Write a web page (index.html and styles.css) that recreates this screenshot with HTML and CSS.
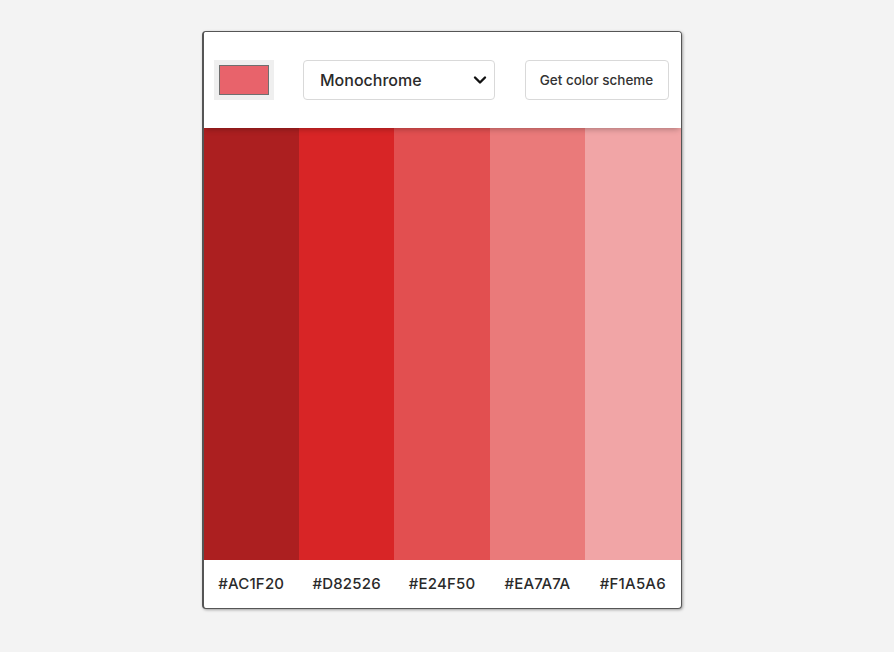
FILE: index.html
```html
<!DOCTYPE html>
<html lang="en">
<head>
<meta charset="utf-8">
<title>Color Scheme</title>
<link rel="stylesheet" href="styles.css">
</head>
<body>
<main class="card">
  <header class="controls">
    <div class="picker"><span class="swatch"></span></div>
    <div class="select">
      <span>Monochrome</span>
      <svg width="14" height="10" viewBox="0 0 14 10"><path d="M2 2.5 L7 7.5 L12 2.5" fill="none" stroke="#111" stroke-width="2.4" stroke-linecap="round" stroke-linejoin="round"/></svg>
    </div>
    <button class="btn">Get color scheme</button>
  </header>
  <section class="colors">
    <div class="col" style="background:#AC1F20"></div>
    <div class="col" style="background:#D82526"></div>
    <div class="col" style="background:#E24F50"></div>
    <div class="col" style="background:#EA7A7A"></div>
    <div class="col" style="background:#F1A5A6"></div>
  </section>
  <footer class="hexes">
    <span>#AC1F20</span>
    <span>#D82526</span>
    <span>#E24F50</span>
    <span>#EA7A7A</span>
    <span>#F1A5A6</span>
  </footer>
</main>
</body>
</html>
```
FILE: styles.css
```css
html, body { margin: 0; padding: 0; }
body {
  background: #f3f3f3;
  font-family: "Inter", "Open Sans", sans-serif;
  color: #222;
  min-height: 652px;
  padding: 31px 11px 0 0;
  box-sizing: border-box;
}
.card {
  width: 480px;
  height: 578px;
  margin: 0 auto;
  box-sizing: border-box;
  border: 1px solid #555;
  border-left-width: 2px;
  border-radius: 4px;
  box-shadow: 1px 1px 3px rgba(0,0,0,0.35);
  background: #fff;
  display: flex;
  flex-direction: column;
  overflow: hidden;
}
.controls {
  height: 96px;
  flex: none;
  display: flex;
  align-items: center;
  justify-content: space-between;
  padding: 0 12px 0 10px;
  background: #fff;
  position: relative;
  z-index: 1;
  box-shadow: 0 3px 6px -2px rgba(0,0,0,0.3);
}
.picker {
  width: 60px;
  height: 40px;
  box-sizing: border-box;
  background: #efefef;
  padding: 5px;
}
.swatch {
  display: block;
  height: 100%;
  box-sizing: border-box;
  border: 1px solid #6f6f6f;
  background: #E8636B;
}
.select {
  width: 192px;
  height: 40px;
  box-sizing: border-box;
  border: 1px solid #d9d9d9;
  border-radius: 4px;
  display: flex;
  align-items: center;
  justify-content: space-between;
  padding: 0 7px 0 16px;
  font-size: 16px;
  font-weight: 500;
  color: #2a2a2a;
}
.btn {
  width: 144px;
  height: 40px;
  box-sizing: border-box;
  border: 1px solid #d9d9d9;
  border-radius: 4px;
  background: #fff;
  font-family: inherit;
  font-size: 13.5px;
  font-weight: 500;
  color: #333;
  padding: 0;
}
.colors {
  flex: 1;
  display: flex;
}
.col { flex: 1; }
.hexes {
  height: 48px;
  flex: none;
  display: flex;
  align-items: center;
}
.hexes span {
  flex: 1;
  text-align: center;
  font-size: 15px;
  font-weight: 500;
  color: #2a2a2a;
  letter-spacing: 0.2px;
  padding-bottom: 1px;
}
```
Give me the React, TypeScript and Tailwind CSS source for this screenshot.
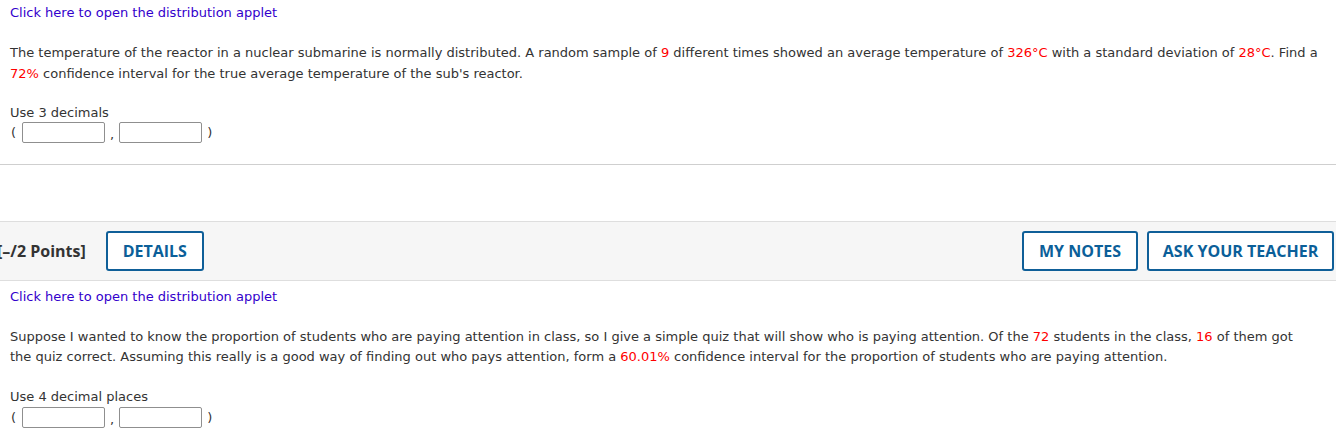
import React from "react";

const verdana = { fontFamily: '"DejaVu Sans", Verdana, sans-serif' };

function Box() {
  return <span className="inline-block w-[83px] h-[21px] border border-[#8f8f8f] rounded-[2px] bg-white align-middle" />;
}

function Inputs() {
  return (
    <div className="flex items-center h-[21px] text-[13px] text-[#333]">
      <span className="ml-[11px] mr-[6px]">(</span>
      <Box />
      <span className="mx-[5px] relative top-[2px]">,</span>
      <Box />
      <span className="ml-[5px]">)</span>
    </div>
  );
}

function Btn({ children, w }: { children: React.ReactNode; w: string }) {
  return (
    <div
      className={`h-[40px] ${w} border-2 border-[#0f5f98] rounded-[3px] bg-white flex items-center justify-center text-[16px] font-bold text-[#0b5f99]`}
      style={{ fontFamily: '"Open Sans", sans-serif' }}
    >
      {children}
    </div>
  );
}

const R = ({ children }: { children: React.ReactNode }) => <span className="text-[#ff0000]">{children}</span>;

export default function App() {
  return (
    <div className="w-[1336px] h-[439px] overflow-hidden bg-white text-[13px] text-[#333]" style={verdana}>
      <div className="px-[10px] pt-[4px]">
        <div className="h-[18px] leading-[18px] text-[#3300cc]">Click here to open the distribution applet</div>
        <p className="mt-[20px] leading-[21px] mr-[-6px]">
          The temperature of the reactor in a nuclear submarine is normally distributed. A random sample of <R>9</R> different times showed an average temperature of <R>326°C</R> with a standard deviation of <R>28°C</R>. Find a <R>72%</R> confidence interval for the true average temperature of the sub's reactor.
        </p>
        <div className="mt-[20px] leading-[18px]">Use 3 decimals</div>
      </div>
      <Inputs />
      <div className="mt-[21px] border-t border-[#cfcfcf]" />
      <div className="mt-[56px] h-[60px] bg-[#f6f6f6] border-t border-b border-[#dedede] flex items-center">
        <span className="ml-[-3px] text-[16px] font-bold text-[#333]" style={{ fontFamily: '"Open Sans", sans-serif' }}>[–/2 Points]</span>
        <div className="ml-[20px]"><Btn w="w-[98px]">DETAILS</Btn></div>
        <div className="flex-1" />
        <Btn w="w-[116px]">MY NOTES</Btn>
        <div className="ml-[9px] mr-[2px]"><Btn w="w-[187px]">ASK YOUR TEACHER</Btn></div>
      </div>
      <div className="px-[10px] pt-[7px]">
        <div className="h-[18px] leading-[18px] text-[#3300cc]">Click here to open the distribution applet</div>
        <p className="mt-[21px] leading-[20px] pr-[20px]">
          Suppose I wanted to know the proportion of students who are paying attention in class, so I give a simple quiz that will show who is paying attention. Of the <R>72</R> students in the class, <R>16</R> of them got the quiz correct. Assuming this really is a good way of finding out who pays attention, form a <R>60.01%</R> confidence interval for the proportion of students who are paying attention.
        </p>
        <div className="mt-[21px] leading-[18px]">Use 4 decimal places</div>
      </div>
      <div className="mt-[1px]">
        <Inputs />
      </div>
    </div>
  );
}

****

Using the data above, say how many lines include "index". No other reply is needed.

3